I do believe that we have had watermelon everyday this summer. It is one of my favorite summertime treats. When I buy a watermelon and bring it home… I immediately cut it into small triangles and store them in the fridge so that we can grab a piece easily.
I thought it might be a great time of year to tell you all the health benefits of watermelon, share a few interesting facts that you might not know about watermelon and maybe give some tips on how to choose a watermelon when you are at the produce market.
- 46 calories per cup
- Each serving has 20 percent of your daily vitamin C
- 17 percent of your daily vitamin A
- Both Vitamin A and C are needed for strong immunity
- Provides potassium, which helps steady blood pressure
- The pink inside of the watermelon is loaded with lycopene, plant pigment that is linked to lower rates of heart disease and certain cancers
- Lycopene has also been shown to decrease chances of sun-damage to skin
What are some things I do with Watermelon in the summer?
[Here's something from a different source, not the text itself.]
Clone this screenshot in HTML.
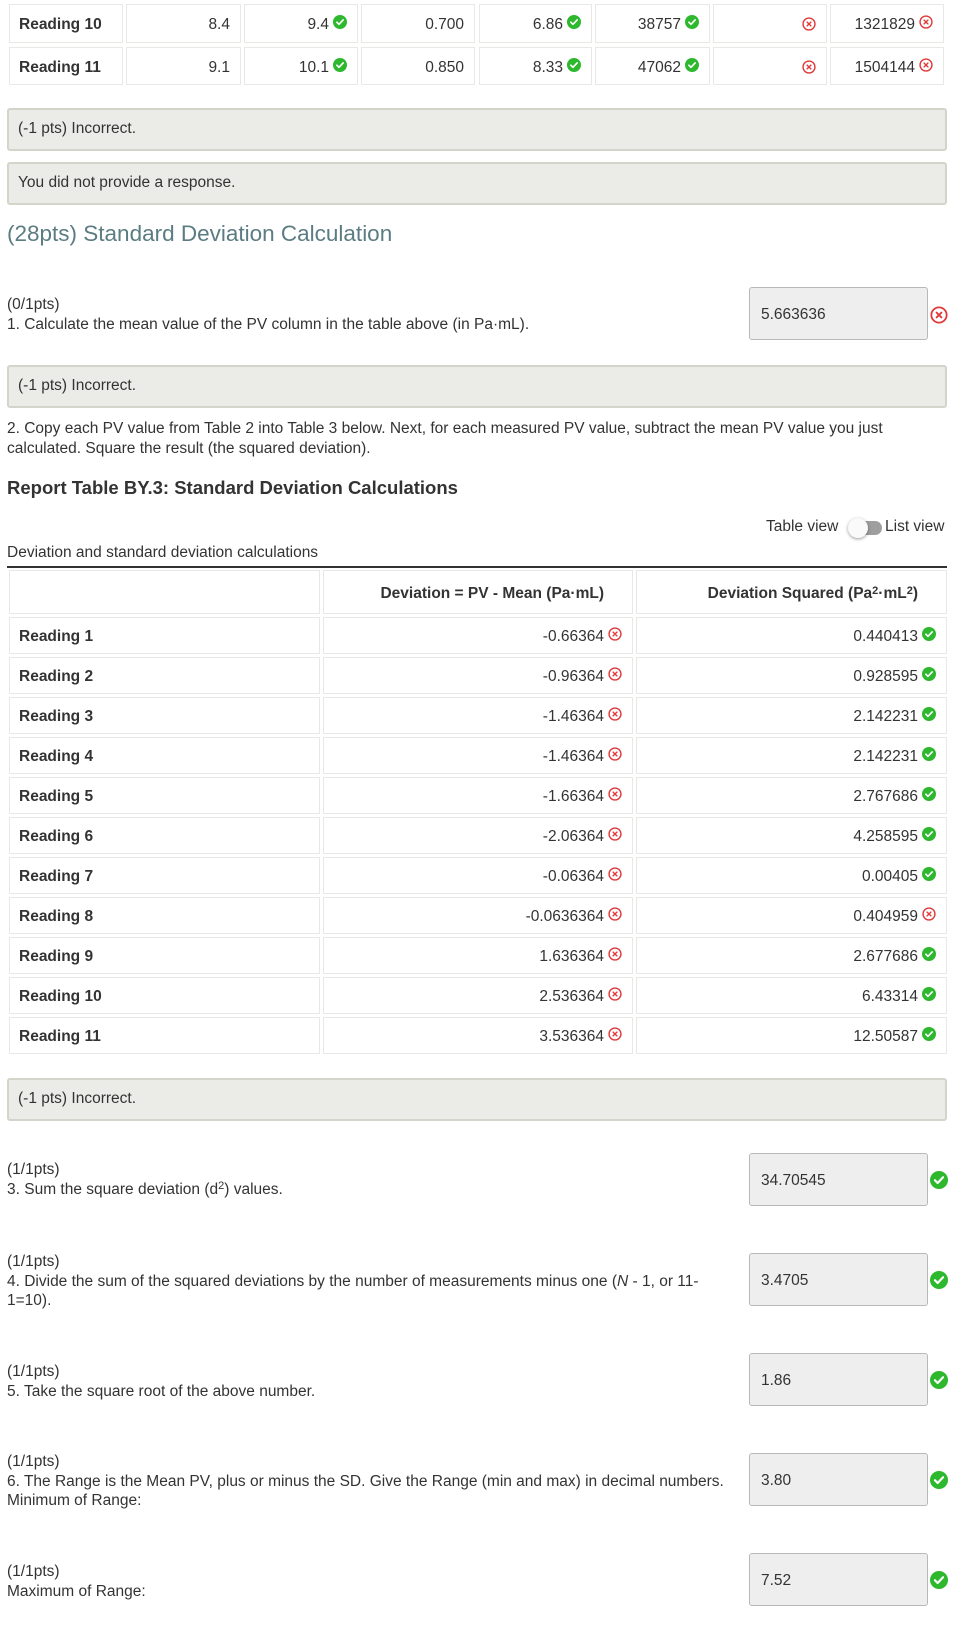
<!DOCTYPE html>
<html><head><meta charset="utf-8">
<style>
*{margin:0;padding:0;box-sizing:border-box}
body{width:977px;height:1651px;background:#fff;font-family:"Liberation Sans",Arial,sans-serif;color:#333;position:relative;overflow:hidden;font-size:15.5px}
.a{position:absolute}
.c{position:absolute;border:1px solid #e8e8e4;display:flex;align-items:center;justify-content:flex-end;padding-right:10px;padding-top:3px;white-space:nowrap}
.c.l{justify-content:flex-start;padding-left:9px;font-weight:bold}
.ic{width:14px;height:14px;margin-left:4px;position:relative;top:-3px;flex:none}
.fb{position:absolute;left:7px;width:940px;height:43px;background:#ebebe7;border:2px solid #d4d4ca;border-radius:3px;padding:10px 9px;font-size:15.5px}
.t{position:absolute;left:7px;white-space:nowrap;line-height:19.5px;font-size:15.5px}
.in{position:absolute;left:749px;width:179px;height:53px;background:#eeeeee;border:1px solid #b8b8b8;border-radius:3px;padding:18px 11px;font-size:15.5px}
.bi{position:absolute;left:930px;width:18px;height:18px}
.sp{font-size:11px;vertical-align:top;position:relative;top:-3px}
</style></head><body>
<svg width="0" height="0" style="position:absolute">
<defs>
<symbol id="ok" viewBox="0 0 20 20"><circle cx="10" cy="10" r="10" fill="#2eb82e"/><path d="M5.5 10.3l3 3 6-6.3" fill="none" stroke="#fff" stroke-width="2.4" stroke-linecap="round" stroke-linejoin="round"/></symbol>
<symbol id="no" viewBox="0 0 20 20"><circle cx="10" cy="10" r="8.5" fill="none" stroke="#e03a3a" stroke-width="2"/><path d="M7.3 7.3l5.4 5.4M12.7 7.3l-5.4 5.4" stroke="#e03a3a" stroke-width="2" stroke-linecap="round"/></symbol>
</defs></svg>

<div class="c l" style="left:9px;top:4px;width:114px;height:39px">Reading 10</div>
<div class="c" style="left:126px;top:4px;width:115px;height:39px">8.4</div>
<div class="c" style="left:244px;top:4px;width:114px;height:39px">9.4<svg class="ic"><use href="#ok"/></svg></div>
<div class="c" style="left:361px;top:4px;width:114px;height:39px">0.700</div>
<div class="c" style="left:479px;top:4px;width:113px;height:39px">6.86<svg class="ic"><use href="#ok"/></svg></div>
<div class="c" style="left:595px;top:4px;width:115px;height:39px">38757<svg class="ic"><use href="#ok"/></svg></div>
<div class="c" style="left:713px;top:4px;width:114px;height:39px"><svg class="ic" style="top:-1px"><use href="#no"/></svg></div>
<div class="c" style="left:830px;top:4px;width:114px;height:39px">1321829<svg class="ic"><use href="#no"/></svg></div>

<div class="c l" style="left:9px;top:47px;width:114px;height:38px">Reading 11</div>
<div class="c" style="left:126px;top:47px;width:115px;height:38px">9.1</div>
<div class="c" style="left:244px;top:47px;width:114px;height:38px">10.1<svg class="ic"><use href="#ok"/></svg></div>
<div class="c" style="left:361px;top:47px;width:114px;height:38px">0.850</div>
<div class="c" style="left:479px;top:47px;width:113px;height:38px">8.33<svg class="ic"><use href="#ok"/></svg></div>
<div class="c" style="left:595px;top:47px;width:115px;height:38px">47062<svg class="ic"><use href="#ok"/></svg></div>
<div class="c" style="left:713px;top:47px;width:114px;height:38px"><svg class="ic" style="top:-1px"><use href="#no"/></svg></div>
<div class="c" style="left:830px;top:47px;width:114px;height:38px">1504144<svg class="ic"><use href="#no"/></svg></div>

<div class="fb" style="top:108px">(-1 pts) Incorrect.</div>
<div class="fb" style="top:162px">You did not provide a response.</div>

<div class="a" style="left:7px;top:221px;font-size:22.5px;color:#5b7c82;white-space:nowrap">(28pts) Standard Deviation Calculation</div>

<div class="t" style="top:295px">(0/1pts)<br>1. Calculate the mean value of the PV column in the table above (in Pa·mL).</div>
<div class="in" style="top:287px">5.663636</div>
<svg class="bi" style="top:306px"><use href="#no"/></svg>

<div class="fb" style="top:365px">(-1 pts) Incorrect.</div>

<div class="t" style="top:419px">2. Copy each PV value from Table 2 into Table 3 below. Next, for each measured PV value, subtract the mean PV value you just<br>calculated. Square the result (the squared deviation).</div>

<div class="a" style="left:7px;top:477px;font-size:18.5px;font-weight:bold;white-space:nowrap">Report Table BY.3: Standard Deviation Calculations</div>

<div class="a" style="left:766px;top:518px;font-size:15.5px;white-space:nowrap">Table view</div>
<div class="a" style="left:856px;top:521px;width:26px;height:14px;border-radius:7px;background:#9e9e9e"></div>
<div class="a" style="left:848px;top:518px;width:20px;height:20px;border-radius:50%;background:#fafafa;box-shadow:0 1px 3px rgba(0,0,0,.4)"></div>
<div class="a" style="left:885px;top:518px;font-size:15.5px;white-space:nowrap">List view</div>

<div class="a" style="left:7px;top:544px;font-size:15.5px;white-space:nowrap">Deviation and standard deviation calculations</div>
<div class="a" style="left:7px;top:566px;width:940px;height:2px;background:#333"></div>

<div class="c" style="left:9px;top:570px;width:311px;height:44px"></div>
<div class="c" style="left:323px;top:570px;width:310px;height:44px;font-weight:bold;padding-right:28px">Deviation = PV - Mean (Pa·mL)</div>
<div class="c" style="left:636px;top:570px;width:311px;height:44px;font-weight:bold;padding-right:28px">Deviation Squared (Pa<span class="sp">2</span>·mL<span class="sp">2</span>)</div>

<div id="rows"></div>
<script>
var d=[["-0.66364","0.440413",1],["-0.96364","0.928595",1],["-1.46364","2.142231",1],["-1.46364","2.142231",1],["-1.66364","2.767686",1],["-2.06364","4.258595",1],["-0.06364","0.00405",1],["-0.0636364","0.404959",0],["1.636364","2.677686",1],["2.536364","6.43314",1],["3.536364","12.50587",1]];
var h="";
for(var i=0;i<d.length;i++){var y=617+i*40;
h+='<div class="c l" style="left:9px;top:'+y+'px;width:311px;height:37px">Reading '+(i+1)+'</div>';
h+='<div class="c" style="left:323px;top:'+y+'px;width:310px;height:37px">'+d[i][0]+'<svg class="ic"><use href="#no"/></svg></div>';
h+='<div class="c" style="left:636px;top:'+y+'px;width:311px;height:37px">'+d[i][1]+'<svg class="ic"><use href="#'+(d[i][2]?'ok':'no')+'"/></svg></div>';}
document.getElementById("rows").innerHTML=h;
</script>

<div class="fb" style="top:1078px">(-1 pts) Incorrect.</div>

<div class="t" style="top:1160px">(1/1pts)<br>3. Sum the square deviation (d<span class="sp">2</span>) values.</div>
<div class="in" style="top:1153px">34.70545</div>
<svg class="bi" style="top:1171px"><use href="#ok"/></svg>

<div class="t" style="top:1252px">(1/1pts)<br>4. Divide the sum of the squared deviations by the number of measurements minus one (<i>N</i> - 1, or 11-<br>1=10).</div>
<div class="in" style="top:1253px">3.4705</div>
<svg class="bi" style="top:1271px"><use href="#ok"/></svg>

<div class="t" style="top:1362px">(1/1pts)<br>5. Take the square root of the above number.</div>
<div class="in" style="top:1353px">1.86</div>
<svg class="bi" style="top:1371px"><use href="#ok"/></svg>

<div class="t" style="top:1452px">(1/1pts)<br>6. The Range is the Mean PV, plus or minus the SD. Give the Range (min and max) in decimal numbers.<br>Minimum of Range:</div>
<div class="in" style="top:1453px">3.80</div>
<svg class="bi" style="top:1471px"><use href="#ok"/></svg>

<div class="t" style="top:1562px">(1/1pts)<br>Maximum of Range:</div>
<div class="in" style="top:1553px">7.52</div>
<svg class="bi" style="top:1571px"><use href="#ok"/></svg>
</body></html>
- Cut it into triangles and eat about 4 times a day as a snack
- Add it to smoothies
- Grill it with a bit of olive oil and salt and pepper
- Make a salsa to eat over fish or chicken
- Add slices to a salad instead of tomatoes. Really yummy with arugula!
Things you might not know about watermelon:
- Did you know that you can eat the seeds of a watermelon? Toast them and sprinkle with spices. Great source of fiber, protein and magnesium.
- When choosing a watermelon at the market, the heavier the melon…. the juicier the slices.
- Look for watermelons that have a slight yellow spot… that means that they have been allowed to be left on the ground and ripen completely before it picked. If there is no yellow spot then the watermelon may not be fully ripe.
- If you store an uncut melon at room temperature for a few days it will raise the lycopene levels by up to 20 %.
Enjoy the summer and enjoy some watermelon too! Have a TRIANGLE…..or two!
**Some of the information I gathered came from……. The Flexitarian Diet by: Dawn Jackson Blatner and an article on watermelon I read last summer by Cristina Tudino.